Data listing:
::::
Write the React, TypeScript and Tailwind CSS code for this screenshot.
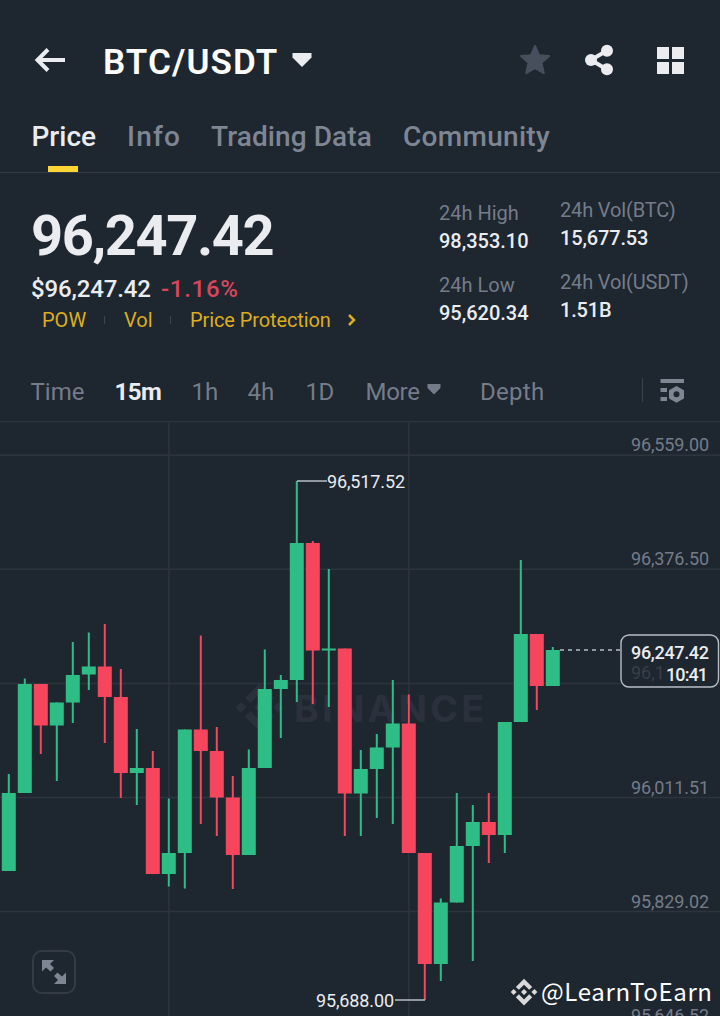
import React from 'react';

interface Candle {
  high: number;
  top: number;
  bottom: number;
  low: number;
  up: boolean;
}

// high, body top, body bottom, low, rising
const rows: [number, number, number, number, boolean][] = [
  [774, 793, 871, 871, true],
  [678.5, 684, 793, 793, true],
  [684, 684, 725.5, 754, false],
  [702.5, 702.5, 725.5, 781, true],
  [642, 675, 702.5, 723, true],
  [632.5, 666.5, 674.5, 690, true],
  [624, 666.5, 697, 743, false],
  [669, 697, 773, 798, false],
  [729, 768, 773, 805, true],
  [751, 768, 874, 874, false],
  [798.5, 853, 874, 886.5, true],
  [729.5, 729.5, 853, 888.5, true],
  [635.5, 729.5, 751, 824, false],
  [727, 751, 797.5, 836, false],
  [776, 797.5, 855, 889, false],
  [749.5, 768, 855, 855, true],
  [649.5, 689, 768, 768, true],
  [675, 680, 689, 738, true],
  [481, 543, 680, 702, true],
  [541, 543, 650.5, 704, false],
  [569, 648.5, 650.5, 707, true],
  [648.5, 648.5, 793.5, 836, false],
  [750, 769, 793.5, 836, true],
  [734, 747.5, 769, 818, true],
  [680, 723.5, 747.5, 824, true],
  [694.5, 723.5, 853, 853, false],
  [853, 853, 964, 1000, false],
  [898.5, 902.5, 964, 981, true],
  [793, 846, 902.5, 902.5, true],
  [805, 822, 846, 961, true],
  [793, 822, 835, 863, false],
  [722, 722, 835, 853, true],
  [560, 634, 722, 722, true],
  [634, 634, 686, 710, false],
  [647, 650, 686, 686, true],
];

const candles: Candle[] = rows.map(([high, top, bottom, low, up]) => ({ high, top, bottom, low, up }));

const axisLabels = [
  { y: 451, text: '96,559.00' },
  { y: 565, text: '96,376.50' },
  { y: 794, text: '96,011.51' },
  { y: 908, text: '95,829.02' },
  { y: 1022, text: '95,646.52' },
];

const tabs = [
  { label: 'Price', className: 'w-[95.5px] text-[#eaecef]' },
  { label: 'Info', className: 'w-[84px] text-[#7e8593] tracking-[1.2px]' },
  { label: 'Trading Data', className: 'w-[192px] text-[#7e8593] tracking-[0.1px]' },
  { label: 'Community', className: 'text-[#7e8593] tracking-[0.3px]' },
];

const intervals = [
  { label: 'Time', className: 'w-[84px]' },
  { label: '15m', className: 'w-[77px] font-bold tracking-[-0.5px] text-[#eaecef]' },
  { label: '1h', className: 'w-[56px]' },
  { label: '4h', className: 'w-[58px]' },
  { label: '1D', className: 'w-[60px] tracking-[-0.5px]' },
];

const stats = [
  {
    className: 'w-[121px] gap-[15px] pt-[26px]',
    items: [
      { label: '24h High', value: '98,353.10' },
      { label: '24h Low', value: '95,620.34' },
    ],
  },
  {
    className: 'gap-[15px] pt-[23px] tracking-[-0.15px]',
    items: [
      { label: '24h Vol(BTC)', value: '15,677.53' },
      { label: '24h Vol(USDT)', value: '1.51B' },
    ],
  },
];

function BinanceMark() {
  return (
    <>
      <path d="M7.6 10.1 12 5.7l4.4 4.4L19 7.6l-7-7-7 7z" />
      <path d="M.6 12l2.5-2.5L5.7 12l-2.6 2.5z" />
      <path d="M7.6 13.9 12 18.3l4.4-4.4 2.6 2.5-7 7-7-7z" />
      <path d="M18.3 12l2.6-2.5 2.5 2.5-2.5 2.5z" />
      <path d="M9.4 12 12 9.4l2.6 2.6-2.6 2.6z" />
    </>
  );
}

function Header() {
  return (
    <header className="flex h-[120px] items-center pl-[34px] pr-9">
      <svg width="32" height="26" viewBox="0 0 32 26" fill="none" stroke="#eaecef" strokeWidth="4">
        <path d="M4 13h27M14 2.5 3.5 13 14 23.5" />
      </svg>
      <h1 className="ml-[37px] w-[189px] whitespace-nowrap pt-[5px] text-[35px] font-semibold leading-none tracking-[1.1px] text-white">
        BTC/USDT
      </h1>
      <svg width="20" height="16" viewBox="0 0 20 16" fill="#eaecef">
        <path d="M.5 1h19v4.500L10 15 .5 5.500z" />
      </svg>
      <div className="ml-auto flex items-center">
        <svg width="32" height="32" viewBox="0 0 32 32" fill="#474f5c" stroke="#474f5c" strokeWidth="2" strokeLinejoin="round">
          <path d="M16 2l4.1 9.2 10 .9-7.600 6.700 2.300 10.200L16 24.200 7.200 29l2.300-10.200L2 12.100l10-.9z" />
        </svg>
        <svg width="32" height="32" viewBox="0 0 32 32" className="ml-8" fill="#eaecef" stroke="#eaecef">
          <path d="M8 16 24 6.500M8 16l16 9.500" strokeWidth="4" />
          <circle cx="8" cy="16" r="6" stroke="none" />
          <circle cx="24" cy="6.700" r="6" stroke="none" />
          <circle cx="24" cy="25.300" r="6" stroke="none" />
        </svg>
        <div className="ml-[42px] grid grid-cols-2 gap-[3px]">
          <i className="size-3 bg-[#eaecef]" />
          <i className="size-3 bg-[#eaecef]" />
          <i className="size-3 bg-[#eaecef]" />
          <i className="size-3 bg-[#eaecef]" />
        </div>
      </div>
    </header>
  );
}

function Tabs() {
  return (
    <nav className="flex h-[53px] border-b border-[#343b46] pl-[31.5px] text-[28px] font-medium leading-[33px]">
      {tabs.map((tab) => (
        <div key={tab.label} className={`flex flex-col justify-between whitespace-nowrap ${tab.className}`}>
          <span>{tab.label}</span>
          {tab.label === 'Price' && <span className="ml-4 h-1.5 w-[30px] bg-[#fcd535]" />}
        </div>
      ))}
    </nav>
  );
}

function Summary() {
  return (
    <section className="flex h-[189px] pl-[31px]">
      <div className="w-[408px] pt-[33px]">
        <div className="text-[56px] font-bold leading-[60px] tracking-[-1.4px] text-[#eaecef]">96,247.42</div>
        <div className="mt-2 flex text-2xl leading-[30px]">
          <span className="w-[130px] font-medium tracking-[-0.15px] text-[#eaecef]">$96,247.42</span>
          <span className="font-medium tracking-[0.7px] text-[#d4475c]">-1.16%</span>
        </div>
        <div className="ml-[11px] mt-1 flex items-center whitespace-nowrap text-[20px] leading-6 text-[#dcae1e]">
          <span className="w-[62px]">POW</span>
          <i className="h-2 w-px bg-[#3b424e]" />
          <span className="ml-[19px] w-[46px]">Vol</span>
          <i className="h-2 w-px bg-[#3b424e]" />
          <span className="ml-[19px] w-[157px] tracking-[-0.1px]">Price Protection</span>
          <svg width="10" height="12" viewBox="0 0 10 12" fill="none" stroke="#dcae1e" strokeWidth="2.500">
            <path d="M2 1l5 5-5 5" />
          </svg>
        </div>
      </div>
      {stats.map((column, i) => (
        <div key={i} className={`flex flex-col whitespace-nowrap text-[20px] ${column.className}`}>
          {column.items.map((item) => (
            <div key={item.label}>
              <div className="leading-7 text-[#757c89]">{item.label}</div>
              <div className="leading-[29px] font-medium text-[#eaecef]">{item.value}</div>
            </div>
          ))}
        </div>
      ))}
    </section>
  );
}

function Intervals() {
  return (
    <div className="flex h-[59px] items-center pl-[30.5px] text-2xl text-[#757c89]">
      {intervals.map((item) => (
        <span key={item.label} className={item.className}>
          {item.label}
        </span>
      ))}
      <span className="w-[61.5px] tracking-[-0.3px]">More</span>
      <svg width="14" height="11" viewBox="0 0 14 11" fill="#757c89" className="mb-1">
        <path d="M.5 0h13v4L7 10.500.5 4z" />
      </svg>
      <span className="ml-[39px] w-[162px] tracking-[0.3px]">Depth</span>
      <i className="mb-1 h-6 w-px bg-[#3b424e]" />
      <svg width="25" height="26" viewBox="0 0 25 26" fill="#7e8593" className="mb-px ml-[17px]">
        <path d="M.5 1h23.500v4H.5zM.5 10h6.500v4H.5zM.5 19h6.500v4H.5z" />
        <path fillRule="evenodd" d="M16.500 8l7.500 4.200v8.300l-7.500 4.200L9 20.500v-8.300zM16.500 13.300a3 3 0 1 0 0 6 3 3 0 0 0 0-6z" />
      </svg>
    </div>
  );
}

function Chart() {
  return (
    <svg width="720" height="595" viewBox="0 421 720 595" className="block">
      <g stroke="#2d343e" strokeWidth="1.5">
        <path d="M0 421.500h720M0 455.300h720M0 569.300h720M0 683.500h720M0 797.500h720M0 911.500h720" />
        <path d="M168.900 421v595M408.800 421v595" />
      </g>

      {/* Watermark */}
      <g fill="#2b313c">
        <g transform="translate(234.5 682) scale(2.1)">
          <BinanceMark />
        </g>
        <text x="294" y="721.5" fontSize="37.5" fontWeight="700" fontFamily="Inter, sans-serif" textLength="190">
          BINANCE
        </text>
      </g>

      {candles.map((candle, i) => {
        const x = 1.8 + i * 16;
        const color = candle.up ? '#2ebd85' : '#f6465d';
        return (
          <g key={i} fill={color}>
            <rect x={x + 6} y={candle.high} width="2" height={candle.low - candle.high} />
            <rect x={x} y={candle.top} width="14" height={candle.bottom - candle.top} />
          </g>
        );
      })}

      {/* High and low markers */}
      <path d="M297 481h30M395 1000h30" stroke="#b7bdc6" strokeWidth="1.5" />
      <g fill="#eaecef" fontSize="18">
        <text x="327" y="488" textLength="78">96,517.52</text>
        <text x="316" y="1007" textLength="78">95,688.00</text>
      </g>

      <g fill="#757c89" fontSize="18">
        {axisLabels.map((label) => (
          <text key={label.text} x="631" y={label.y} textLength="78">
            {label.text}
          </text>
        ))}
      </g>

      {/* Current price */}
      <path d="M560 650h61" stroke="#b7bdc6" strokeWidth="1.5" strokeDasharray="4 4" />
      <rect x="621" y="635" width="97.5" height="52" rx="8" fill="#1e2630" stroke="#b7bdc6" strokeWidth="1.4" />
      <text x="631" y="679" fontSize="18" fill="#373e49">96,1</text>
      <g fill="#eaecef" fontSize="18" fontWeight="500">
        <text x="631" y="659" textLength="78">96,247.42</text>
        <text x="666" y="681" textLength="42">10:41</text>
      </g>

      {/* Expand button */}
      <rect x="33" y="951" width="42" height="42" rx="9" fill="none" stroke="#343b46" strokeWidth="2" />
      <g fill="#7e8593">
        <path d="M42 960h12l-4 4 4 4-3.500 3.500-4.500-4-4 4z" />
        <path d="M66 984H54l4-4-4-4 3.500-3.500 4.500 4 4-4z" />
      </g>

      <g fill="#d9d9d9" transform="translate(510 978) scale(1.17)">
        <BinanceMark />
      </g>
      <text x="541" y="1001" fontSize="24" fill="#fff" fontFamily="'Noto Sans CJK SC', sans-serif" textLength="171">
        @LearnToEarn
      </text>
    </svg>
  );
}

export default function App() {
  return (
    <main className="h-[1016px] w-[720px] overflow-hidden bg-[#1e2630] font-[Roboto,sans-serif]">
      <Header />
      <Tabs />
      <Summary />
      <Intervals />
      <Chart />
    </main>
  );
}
::::
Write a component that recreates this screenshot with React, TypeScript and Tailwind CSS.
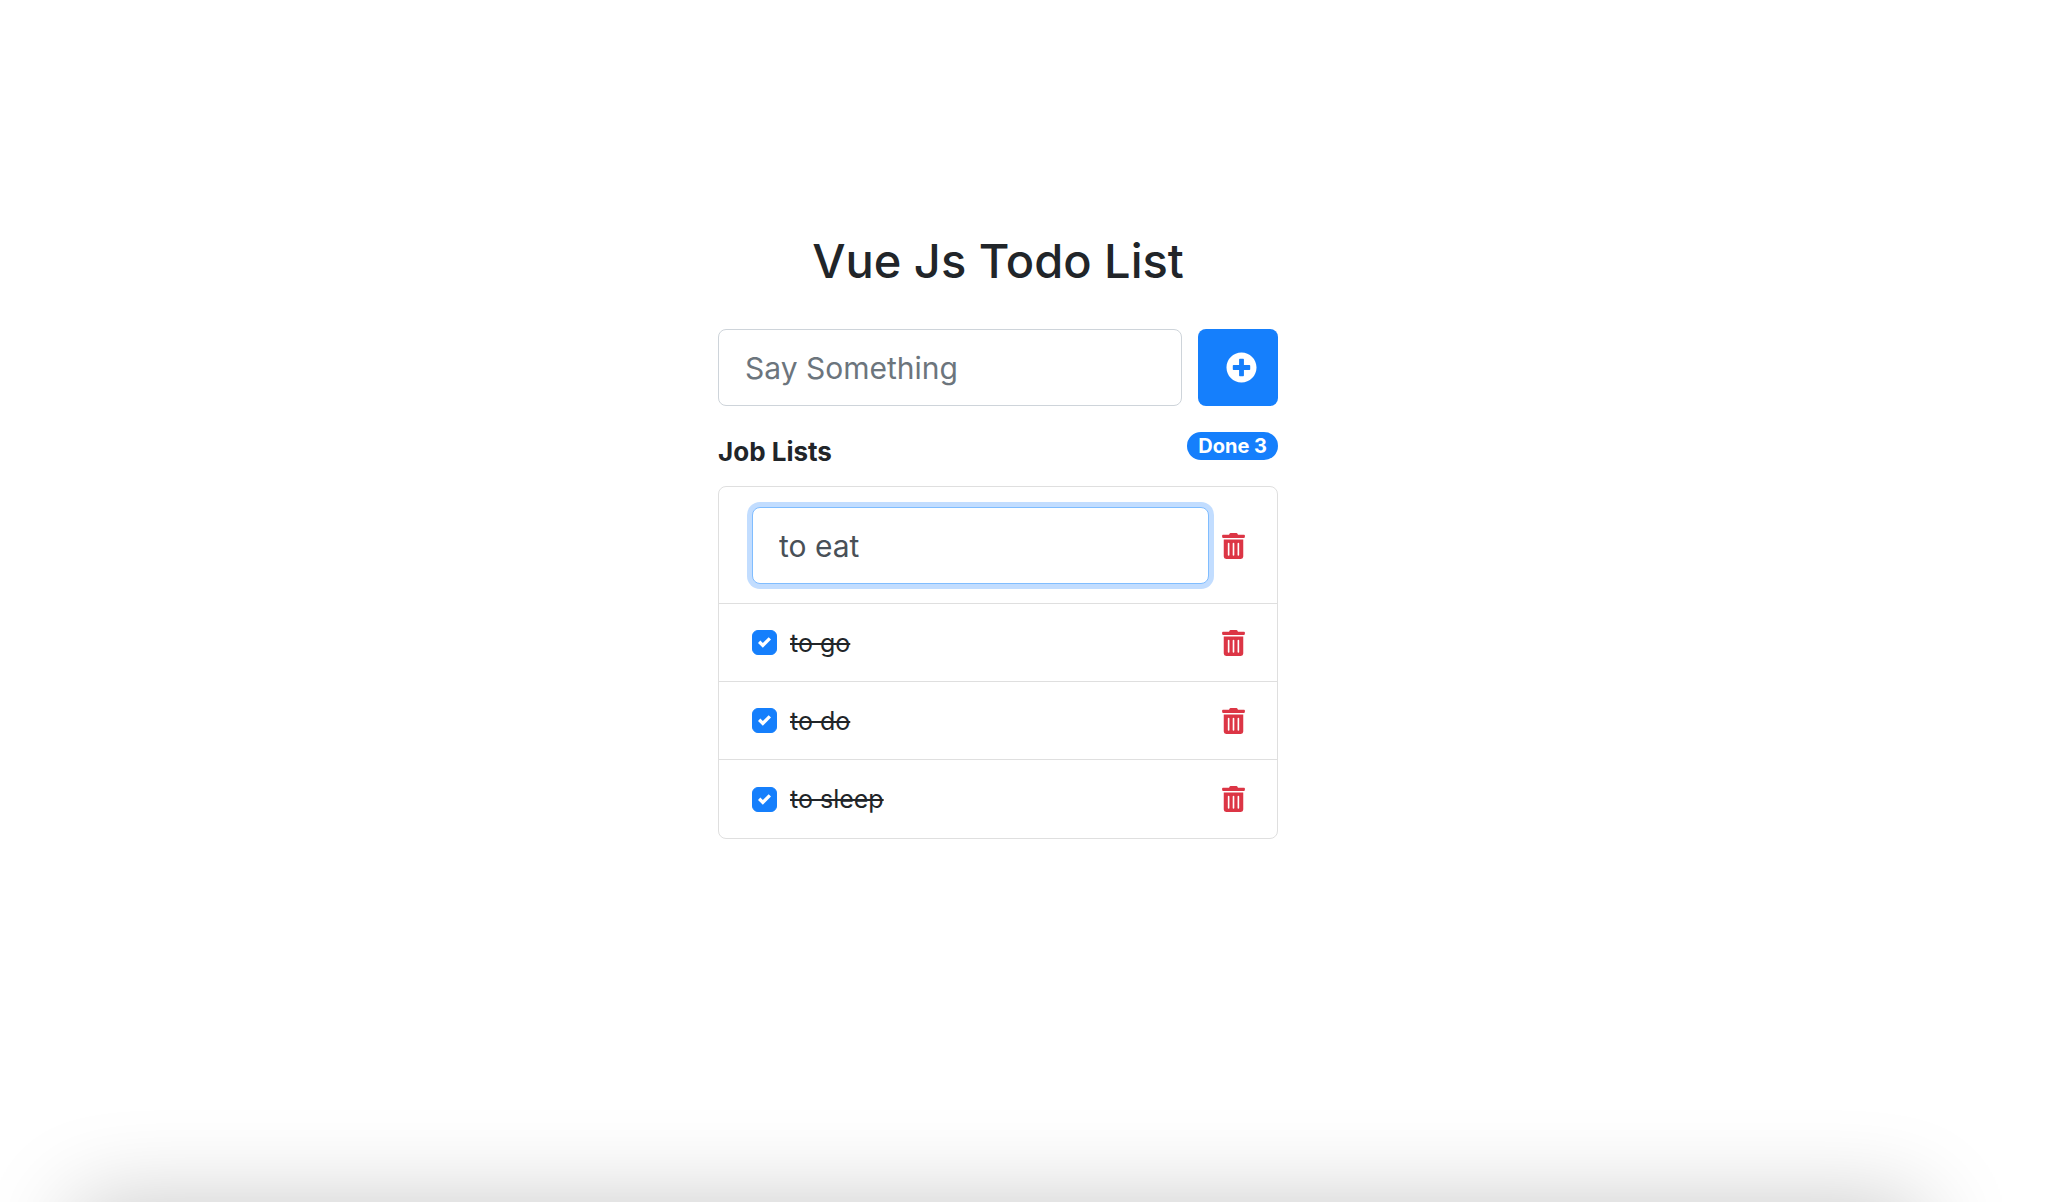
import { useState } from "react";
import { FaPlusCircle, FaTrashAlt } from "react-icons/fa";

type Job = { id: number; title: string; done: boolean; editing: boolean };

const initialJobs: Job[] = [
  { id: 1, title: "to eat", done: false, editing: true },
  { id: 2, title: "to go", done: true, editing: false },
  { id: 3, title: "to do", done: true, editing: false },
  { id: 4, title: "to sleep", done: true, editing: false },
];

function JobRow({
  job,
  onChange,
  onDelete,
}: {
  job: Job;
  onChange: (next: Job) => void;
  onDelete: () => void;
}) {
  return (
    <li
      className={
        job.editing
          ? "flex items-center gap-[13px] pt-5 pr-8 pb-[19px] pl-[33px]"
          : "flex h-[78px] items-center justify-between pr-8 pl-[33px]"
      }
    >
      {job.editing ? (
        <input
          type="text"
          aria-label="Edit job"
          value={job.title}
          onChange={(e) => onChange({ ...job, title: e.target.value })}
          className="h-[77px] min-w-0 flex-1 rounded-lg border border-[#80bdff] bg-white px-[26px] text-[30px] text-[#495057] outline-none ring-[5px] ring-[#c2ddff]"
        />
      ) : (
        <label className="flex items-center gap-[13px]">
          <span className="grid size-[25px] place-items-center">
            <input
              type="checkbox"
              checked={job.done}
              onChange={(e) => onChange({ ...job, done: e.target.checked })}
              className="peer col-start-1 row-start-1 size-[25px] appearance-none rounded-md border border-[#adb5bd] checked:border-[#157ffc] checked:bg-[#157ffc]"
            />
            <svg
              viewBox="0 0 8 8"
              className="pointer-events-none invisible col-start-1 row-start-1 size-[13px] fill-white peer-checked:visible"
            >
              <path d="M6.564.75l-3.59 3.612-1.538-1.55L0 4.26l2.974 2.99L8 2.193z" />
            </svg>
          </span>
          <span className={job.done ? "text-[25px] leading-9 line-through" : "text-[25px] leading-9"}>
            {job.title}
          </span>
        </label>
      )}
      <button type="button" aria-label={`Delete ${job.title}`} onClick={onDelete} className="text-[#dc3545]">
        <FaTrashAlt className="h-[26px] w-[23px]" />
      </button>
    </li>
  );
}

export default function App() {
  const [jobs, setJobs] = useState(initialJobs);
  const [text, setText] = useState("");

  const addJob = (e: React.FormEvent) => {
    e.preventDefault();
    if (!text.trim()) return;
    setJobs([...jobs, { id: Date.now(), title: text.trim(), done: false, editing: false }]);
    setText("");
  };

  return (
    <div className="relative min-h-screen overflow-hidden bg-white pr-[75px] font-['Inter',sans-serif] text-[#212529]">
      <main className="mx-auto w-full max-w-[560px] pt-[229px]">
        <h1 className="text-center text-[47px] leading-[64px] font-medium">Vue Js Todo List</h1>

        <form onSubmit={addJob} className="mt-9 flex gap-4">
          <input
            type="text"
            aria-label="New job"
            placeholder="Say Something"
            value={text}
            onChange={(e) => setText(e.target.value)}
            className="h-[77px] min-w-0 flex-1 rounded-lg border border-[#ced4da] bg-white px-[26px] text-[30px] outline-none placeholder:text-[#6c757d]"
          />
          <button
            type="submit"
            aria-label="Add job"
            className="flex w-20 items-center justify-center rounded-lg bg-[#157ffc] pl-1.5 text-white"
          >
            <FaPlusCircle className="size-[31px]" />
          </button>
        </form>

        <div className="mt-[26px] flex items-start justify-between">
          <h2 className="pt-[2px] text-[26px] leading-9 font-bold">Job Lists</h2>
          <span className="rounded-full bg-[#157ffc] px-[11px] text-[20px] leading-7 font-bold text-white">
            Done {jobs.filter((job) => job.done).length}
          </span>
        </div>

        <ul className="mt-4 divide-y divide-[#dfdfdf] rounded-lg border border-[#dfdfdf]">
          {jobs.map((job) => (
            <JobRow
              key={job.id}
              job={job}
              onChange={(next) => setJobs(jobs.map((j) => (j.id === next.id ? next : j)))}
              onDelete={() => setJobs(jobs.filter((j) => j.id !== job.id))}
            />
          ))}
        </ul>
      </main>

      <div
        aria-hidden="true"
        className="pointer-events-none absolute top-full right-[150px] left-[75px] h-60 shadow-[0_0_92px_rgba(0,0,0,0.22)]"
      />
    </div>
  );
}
::::
» **Direction**
Both the line with "Write a component" and the line with "number; title: string;" belong in the copy, along with every line between them; set them down exactly and skip the pictures.

» **Written reply**
Write a component that recreates this screenshot with React, TypeScript and Tailwind CSS.
import { useState } from "react";
import { FaPlusCircle, FaTrashAlt } from "react-icons/fa";

type Job = { id: number; title: string; done: boolean; editing: boolean };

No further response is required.